User discretion, very evidently, cannot be trusted. The only respite one can think of is building a regulated mechanism for curbing hate speech online and demanding strict consequences against individuals misusing the affordances of social media. However, some countries have so far practically done little to stand up to this need.
The ‘Sulli Deals’ case came to light on May 13 last year but despite wide outrage on social media, not much was apparently done by the authorities to identify and arrest the culprits behind the crime. Having gone scot free and emboldened by successfully hoodwinking and outsmarting the investigative agencies, the criminals again dared the administration yet again.
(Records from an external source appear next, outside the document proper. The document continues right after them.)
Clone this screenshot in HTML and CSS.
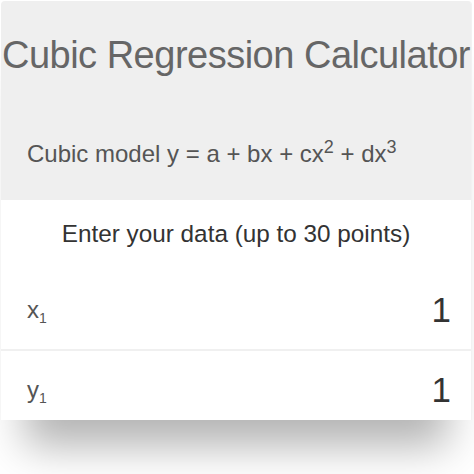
FILE: index.html
```html
<!DOCTYPE html>
<html lang="en">
<head>
<meta charset="utf-8">
<title>Cubic Regression Calculator</title>
<link rel="stylesheet" href="styles.css">
</head>
<body>
<main class="calc">
  <header class="calc-head">
    <h1 class="calc-title">Cubic Regression Calculator</h1>
    <p class="calc-model">Cubic model y = a + bx + cx<sup>2</sup> + dx<sup>3</sup></p>
  </header>
  <section class="calc-data">
    <h2 class="data-heading">Enter your data (up to 30 points)</h2>
    <div class="data-row">
      <span class="data-label">x<sub>1</sub></span>
      <span class="data-value">1</span>
    </div>
    <div class="data-row">
      <span class="data-label">y<sub>1</sub></span>
      <span class="data-value">1</span>
    </div>
  </section>
</main>
</body>
</html>
```
FILE: styles.css
```css
* {
  box-sizing: border-box;
}

html, body {
  margin: 0;
  padding: 0;
  background: #ffffff;
}

body {
  font-family: "Liberation Sans", Arial, sans-serif;
  width: 474px;
  height: 474px;
  overflow: hidden;
}

.calc {
  margin: 1px 0 0 1px;
  width: 471px;
  height: 419px;
  overflow: hidden;
  background: #ffffff;
  border-radius: 4px 4px 0 0;
  border-right: 1px solid #f2f2f2;
  box-shadow: 0 50px 40px -24px rgba(0, 0, 0, 0.3);
  display: flex;
  flex-direction: column;
}

.calc-head {
  background: #efefef;
  padding: 31px 0 32px;
  display: flex;
  flex-direction: column;
}

.calc-title {
  margin: 0;
  font-weight: normal;
  font-size: 38px;
  line-height: 46px;
  letter-spacing: -0.5px;
  color: #666666;
  text-align: center;
  white-space: nowrap;
}

.calc-model {
  margin: 62px 0 0;
  padding-left: 26px;
  font-size: 24px;
  line-height: 28px;
  color: #555555;
}

.calc-model sup {
  font-size: 18px;
  line-height: 0;
  vertical-align: 9px;
}

.calc-data {
  display: flex;
  flex-direction: column;
}

.data-heading {
  margin: 0;
  padding: 20px 0 23px;
  font-weight: normal;
  font-size: 24.3px;
  line-height: 28px;
  color: #333333;
  text-align: center;
}

.data-row {
  flex: none;
  height: 80px;
  padding: 0 20px 0 26px;
  border-bottom: 2px solid #f0f0f0;
  display: flex;
  align-items: center;
  justify-content: space-between;
}

.data-label {
  font-size: 24px;
  line-height: 28px;
  color: #555555;
}

.data-label sub {
  font-size: 14px;
  line-height: 0;
  vertical-align: -5px;
}

.data-value {
  font-size: 35px;
  line-height: 40px;
  color: #333333;
}
```
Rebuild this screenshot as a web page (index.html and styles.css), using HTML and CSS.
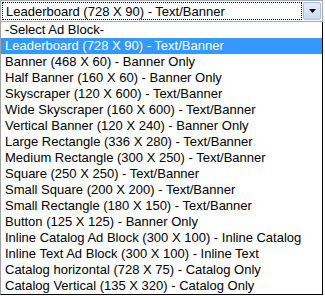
FILE: index.html
```html
<!DOCTYPE html>
<html lang="en">
<head>
  <meta charset="UTF-8">
  <meta name="viewport" content="width=device-width, initial-scale=1.0">
  <link rel="stylesheet" href="styles.css">
</head>
<body>
  <div class="combo">
    <div class="combo-field">
      <span class="combo-value">Leaderboard (728 X 90) - Text/Banner</span>
    </div>
    <div class="combo-button">
      <svg width="9" height="5" viewBox="0 0 9 5"><path d="M1 0h7L4.5 4z" fill="#000"/></svg>
    </div>
  </div>
  <ul class="options">
    <li>-Select Ad Block-</li>
    <li class="active">Leaderboard (728 X 90) - Text/Banner</li>
    <li>Banner (468 X 60) - Banner Only</li>
    <li>Half Banner (160 X 60) - Banner Only</li>
    <li>Skyscraper (120 X 600) - Text/Banner</li>
    <li>Wide Skyscraper (160 X 600) - Text/Banner</li>
    <li>Vertical Banner (120 X 240) - Banner Only</li>
    <li>Large Rectangle (336 X 280) - Text/Banner</li>
    <li>Medium Rectangle (300 X 250) - Text/Banner</li>
    <li>Square (250 X 250) - Text/Banner</li>
    <li>Small Square (200 X 200) - Text/Banner</li>
    <li>Small Rectangle (180 X 150) - Text/Banner</li>
    <li>Button (125 X 125) - Banner Only</li>
    <li>Inline Catalog Ad Block (300 X 100) - Inline Catalog</li>
    <li>Inline Text Ad Block (300 X 100) - Inline Text</li>
    <li>Catalog horizontal (728 X 75) - Catalog Only</li>
    <li>Catalog Vertical (135 X 320) - Catalog Only</li>
  </ul>
</body>
</html>
```

FILE: styles.css
```css
body {
  margin: 0;
  background: #fff;
  font-family: 'Liberation Sans', Arial, sans-serif;
  font-size: 13px;
  color: #000;
}

.combo {
  display: flex;
  width: 323px;
  height: 22px;
  box-sizing: border-box;
  border: 1px solid #a5acb5;
  padding: 1px;
}

.combo-field {
  flex: 1;
  display: flex;
  align-items: center;
  border: 1px dotted #000;
  padding-left: 3px;
  margin-right: 1px;
}

.combo-button {
  width: 16px;
  display: flex;
  align-items: center;
  justify-content: center;
  background: linear-gradient(#e3effc, #c3dcf6);
  border: 1px solid #9fc1e4;
  border-radius: 2px;
}

.options {
  list-style: none;
  margin: 0;
  padding: 0;
  width: 323px;
  box-sizing: border-box;
  border-left: 1px solid #a0a0a0;
  border-right: 1px solid #000;
  border-bottom: 1px solid #000;
}

.options li {
  height: 16px;
  line-height: 16px;
  padding-left: 4px;
  white-space: nowrap;
}

.options li.active {
  background: #3399ff;
  color: #fff;
}
```
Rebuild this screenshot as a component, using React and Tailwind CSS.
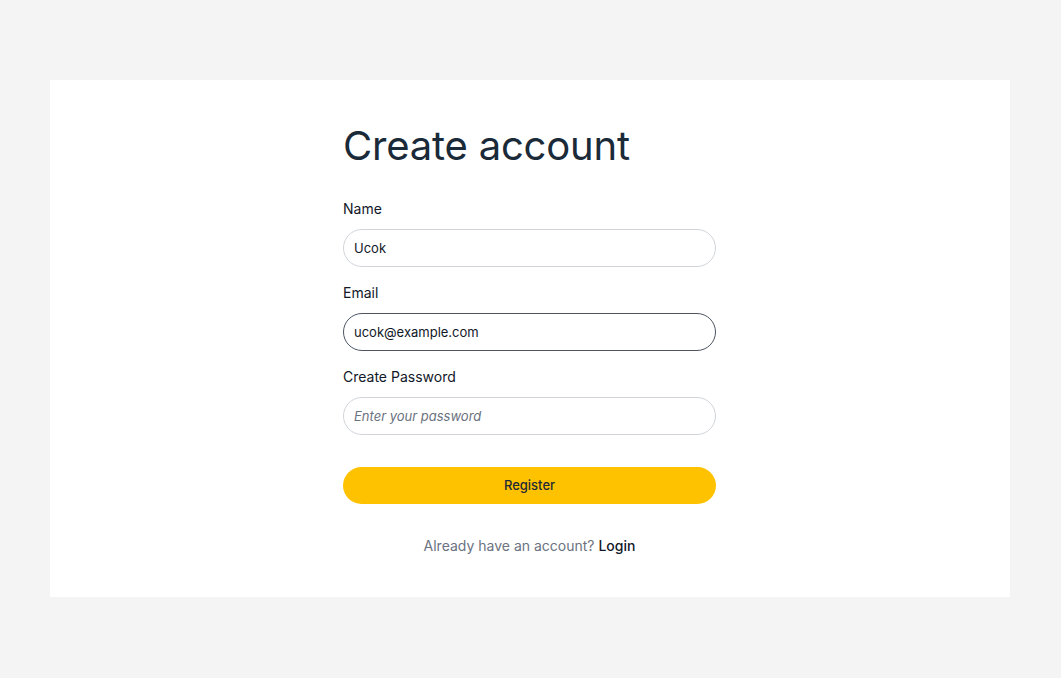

A similar incident in the form of ‘Bulli Bai’ was thus repeated within 7 months of the first incident.
Similarly, in a recent incident, Punjabis and Sikhs were targeted online. Threats of genocide and a ‘repeat of 1984’ (Sikh massacre) were freely made, post Prime Minister Narendra Modi’s ‘Safety Breach’ in Punjab. This too has largely gone by without any significant action or arrests. An action, that would have sent a ‘no nuisance’ or ‘no hate’ message to the criminal minded in the society at large.
It’s the impunity that the online harassers take for granted and this acts as an encouragement for repetition of such behaviours.
According to UNESCO, ending impunity to online hate crimes is crucial to deterring propagation of hate and bigotry.
Stern actions and the kind of initiative and lead taken by the Mumbai Police to bring the culprits to justice within a matter of days seem to go a long way in discouraging criminal minds from turning full bloom. This also helps soothe the psyche of worried parents who consider such prompt acts by the police as a welcome gesture. More so as it eventually aids the much needed reform in the society that is bound to discourage the young and impressionable minds from taking to acts of bigotry and crime.